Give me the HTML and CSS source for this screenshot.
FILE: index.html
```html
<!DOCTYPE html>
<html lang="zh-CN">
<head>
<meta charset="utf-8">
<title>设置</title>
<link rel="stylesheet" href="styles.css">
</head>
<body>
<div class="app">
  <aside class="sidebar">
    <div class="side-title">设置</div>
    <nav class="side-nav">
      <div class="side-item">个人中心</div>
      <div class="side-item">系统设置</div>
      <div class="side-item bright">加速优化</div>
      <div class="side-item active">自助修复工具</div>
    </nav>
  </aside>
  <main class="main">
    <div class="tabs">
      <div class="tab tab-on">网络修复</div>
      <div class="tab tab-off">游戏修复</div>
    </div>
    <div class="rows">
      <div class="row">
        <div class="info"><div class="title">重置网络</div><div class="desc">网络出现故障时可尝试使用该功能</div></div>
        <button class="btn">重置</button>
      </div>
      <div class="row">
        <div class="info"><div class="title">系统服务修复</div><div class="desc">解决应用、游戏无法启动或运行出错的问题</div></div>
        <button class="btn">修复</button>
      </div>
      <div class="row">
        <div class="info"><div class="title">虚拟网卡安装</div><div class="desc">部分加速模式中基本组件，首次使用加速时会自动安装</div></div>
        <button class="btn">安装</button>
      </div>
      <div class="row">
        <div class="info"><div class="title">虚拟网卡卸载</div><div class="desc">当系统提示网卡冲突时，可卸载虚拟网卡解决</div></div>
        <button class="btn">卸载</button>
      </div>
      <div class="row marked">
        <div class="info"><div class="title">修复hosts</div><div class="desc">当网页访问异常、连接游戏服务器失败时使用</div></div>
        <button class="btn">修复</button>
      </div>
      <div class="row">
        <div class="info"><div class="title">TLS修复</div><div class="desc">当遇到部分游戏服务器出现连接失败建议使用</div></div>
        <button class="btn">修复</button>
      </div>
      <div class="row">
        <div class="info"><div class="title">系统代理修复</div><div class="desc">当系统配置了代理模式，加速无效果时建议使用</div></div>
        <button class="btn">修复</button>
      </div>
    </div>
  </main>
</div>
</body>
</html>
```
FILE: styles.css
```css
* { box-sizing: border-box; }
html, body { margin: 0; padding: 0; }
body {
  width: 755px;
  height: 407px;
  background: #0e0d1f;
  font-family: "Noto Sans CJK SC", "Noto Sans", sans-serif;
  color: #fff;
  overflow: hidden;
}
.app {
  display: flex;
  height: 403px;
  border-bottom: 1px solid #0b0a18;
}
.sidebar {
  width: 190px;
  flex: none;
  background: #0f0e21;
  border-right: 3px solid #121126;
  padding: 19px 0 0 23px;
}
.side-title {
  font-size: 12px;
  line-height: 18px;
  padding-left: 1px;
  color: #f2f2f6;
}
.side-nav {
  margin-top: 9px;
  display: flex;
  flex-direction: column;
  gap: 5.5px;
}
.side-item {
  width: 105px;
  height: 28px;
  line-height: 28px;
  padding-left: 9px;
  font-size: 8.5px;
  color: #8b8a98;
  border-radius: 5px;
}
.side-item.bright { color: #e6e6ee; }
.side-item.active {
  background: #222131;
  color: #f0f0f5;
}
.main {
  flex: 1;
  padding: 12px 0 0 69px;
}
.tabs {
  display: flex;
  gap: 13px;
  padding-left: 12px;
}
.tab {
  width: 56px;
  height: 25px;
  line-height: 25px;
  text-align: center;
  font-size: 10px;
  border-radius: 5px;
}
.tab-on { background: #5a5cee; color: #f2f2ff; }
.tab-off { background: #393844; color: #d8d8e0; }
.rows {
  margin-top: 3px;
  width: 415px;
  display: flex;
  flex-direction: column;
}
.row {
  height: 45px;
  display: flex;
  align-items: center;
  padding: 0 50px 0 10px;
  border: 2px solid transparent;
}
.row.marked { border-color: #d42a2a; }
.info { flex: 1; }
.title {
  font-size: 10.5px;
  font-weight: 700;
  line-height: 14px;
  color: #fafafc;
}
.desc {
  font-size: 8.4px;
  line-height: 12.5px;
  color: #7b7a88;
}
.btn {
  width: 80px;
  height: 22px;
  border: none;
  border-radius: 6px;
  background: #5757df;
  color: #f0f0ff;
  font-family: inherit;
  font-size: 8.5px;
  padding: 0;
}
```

---

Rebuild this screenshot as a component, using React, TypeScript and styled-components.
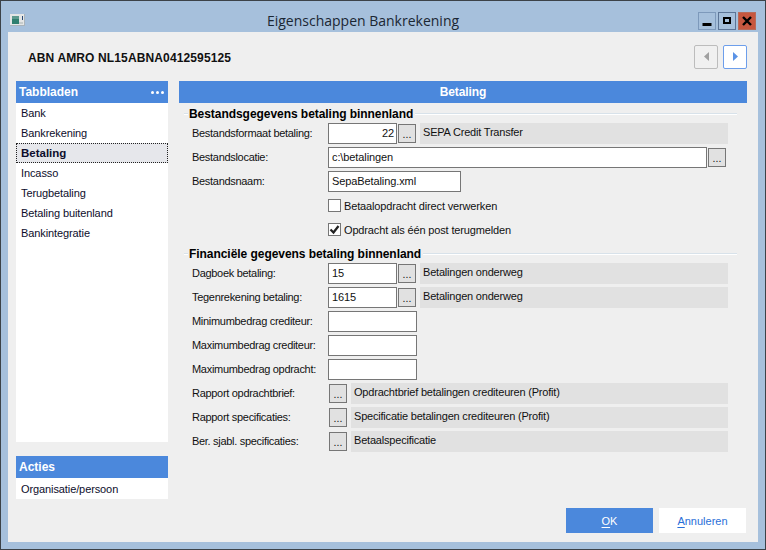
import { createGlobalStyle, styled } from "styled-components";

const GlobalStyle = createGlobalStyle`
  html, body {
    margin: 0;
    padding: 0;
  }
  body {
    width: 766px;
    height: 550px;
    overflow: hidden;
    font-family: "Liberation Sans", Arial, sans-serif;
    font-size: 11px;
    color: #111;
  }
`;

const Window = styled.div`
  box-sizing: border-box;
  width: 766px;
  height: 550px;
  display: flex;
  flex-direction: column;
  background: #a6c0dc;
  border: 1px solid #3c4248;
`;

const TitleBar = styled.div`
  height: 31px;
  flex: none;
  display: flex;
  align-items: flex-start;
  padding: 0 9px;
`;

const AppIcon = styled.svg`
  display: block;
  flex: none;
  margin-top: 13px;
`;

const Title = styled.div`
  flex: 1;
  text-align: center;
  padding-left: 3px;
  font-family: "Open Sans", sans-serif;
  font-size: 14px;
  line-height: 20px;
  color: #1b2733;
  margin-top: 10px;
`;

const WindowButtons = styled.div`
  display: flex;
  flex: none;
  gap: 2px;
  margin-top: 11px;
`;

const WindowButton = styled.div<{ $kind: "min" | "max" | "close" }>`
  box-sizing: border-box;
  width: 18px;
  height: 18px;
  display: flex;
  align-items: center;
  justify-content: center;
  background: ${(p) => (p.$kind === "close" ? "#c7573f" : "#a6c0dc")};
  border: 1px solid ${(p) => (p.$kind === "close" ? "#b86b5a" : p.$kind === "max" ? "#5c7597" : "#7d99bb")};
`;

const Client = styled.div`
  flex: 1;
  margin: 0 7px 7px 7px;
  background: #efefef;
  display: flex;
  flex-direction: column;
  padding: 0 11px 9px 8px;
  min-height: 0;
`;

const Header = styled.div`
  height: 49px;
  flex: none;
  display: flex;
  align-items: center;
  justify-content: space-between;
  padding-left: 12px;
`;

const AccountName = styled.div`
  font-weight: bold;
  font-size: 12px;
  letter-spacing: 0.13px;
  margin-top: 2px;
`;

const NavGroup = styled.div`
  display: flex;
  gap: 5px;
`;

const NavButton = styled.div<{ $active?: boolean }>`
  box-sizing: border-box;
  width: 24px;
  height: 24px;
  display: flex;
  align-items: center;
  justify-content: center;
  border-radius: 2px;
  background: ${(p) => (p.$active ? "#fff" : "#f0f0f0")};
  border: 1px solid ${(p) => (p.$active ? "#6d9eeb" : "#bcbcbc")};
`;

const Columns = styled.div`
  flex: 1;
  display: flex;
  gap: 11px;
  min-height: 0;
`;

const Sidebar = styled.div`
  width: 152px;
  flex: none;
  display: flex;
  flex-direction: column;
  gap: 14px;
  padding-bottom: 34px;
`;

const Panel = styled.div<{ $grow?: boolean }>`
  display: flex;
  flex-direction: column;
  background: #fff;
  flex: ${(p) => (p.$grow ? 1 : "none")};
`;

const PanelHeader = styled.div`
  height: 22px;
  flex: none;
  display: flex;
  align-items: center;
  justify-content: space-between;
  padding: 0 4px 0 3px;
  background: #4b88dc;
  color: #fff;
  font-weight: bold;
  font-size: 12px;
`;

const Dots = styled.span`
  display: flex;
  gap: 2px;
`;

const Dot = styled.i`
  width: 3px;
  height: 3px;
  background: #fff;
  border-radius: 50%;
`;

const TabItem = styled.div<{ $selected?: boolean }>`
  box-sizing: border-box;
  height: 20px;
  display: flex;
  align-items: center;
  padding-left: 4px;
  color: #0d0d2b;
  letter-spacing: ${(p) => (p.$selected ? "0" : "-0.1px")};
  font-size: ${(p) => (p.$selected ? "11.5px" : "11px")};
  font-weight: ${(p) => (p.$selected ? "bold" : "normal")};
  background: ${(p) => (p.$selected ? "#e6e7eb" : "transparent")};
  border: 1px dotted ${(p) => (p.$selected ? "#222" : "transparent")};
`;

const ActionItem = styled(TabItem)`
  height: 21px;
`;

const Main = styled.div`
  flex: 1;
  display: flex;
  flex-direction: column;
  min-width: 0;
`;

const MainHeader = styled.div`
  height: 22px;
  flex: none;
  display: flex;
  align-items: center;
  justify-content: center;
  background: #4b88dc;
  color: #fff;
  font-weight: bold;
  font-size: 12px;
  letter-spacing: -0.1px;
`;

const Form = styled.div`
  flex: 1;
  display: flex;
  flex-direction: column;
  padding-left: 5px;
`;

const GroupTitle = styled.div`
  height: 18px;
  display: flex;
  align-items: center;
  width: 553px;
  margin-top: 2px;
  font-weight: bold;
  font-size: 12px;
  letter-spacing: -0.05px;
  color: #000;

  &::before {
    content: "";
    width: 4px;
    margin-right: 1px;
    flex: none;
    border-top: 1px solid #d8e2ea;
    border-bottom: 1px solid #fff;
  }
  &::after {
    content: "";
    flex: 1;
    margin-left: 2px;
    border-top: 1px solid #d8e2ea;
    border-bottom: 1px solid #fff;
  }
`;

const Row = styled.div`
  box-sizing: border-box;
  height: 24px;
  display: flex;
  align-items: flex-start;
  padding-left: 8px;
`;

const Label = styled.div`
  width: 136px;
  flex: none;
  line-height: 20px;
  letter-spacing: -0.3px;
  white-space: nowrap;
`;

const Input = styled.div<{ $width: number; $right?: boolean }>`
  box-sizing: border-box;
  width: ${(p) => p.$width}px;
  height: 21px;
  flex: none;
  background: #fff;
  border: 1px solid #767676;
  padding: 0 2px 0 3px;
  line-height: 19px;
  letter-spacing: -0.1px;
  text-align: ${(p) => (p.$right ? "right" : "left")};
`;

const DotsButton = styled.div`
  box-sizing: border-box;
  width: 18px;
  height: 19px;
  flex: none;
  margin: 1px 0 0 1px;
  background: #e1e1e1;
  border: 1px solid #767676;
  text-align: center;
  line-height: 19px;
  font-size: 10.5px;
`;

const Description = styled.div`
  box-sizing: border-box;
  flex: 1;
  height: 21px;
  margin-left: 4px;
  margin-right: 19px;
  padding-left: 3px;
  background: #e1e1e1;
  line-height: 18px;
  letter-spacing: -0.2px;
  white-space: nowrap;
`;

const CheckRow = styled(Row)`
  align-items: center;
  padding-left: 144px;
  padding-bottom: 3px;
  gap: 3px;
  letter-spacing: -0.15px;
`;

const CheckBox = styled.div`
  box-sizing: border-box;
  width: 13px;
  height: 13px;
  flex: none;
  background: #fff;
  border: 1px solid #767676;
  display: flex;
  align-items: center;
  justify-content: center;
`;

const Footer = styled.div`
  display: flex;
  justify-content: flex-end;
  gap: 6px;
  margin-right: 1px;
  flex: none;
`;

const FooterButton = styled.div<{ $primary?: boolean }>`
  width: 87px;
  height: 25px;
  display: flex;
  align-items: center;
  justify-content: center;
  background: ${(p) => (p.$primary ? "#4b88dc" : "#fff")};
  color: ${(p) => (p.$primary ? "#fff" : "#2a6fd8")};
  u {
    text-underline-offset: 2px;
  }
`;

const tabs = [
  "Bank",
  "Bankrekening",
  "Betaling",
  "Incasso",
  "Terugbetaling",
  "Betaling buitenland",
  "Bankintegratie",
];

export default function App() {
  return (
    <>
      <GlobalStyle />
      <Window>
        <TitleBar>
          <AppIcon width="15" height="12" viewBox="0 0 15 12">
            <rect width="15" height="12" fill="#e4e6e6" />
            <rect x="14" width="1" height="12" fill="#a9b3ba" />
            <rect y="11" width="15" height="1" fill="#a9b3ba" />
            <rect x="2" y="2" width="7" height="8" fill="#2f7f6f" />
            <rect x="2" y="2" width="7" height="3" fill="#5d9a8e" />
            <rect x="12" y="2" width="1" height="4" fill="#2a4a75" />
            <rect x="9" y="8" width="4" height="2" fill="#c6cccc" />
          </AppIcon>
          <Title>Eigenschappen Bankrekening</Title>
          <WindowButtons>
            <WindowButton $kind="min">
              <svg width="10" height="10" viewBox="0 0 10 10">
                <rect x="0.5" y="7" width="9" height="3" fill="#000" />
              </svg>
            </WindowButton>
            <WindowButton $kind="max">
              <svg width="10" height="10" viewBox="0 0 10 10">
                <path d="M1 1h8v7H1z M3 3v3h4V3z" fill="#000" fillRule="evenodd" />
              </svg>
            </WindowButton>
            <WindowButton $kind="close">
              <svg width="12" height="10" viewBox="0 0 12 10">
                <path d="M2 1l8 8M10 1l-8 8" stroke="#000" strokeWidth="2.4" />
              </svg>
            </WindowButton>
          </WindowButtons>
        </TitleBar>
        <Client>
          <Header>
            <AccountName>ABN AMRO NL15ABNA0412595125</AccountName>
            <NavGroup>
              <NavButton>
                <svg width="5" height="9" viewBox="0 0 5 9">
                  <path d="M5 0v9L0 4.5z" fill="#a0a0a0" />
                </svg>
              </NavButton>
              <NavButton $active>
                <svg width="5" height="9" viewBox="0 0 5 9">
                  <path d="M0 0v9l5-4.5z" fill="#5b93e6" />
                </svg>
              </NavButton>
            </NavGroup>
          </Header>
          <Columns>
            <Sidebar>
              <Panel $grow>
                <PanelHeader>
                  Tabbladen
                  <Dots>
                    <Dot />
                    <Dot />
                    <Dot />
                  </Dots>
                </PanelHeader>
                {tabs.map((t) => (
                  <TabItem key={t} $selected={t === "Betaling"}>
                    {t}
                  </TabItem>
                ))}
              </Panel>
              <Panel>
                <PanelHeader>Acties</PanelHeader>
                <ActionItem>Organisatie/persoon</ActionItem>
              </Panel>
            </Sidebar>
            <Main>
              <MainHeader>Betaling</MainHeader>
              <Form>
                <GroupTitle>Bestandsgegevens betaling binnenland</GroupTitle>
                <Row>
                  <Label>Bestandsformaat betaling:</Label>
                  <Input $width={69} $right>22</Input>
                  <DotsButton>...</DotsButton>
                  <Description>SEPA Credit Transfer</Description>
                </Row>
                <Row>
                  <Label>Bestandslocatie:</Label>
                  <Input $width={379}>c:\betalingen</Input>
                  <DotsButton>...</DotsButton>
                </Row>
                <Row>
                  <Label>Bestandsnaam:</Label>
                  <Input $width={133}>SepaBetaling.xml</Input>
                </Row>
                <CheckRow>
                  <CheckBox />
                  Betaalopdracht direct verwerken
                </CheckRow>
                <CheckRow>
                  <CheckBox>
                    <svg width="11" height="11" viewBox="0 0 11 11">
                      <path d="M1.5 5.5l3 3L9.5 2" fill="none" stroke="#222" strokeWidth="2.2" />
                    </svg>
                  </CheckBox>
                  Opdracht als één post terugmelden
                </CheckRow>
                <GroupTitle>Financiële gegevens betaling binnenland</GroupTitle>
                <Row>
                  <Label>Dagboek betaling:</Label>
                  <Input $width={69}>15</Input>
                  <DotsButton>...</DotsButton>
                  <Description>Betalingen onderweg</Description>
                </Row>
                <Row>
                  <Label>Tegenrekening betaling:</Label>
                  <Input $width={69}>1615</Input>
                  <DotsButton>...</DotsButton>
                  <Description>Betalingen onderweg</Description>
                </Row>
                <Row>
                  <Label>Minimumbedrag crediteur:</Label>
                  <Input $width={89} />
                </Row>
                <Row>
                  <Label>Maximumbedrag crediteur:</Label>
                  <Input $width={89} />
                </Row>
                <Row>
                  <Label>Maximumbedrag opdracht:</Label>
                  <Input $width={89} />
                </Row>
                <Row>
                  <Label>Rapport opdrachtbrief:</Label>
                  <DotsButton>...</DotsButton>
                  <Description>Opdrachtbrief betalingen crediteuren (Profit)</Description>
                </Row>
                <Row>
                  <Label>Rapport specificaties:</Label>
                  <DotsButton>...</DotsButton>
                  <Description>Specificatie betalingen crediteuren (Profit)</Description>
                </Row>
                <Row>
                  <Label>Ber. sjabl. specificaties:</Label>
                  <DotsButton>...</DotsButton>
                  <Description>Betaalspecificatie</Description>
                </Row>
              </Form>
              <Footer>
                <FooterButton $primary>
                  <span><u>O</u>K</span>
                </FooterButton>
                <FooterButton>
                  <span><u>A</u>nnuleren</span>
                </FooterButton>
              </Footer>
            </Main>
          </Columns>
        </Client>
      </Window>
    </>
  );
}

What you are asked to do: Copy out every line of the material above that mentions the word "components".

Reply to the task:
Rebuild this screenshot as a component, using React, TypeScript and styled-components.
import { createGlobalStyle, styled } from "styled-components";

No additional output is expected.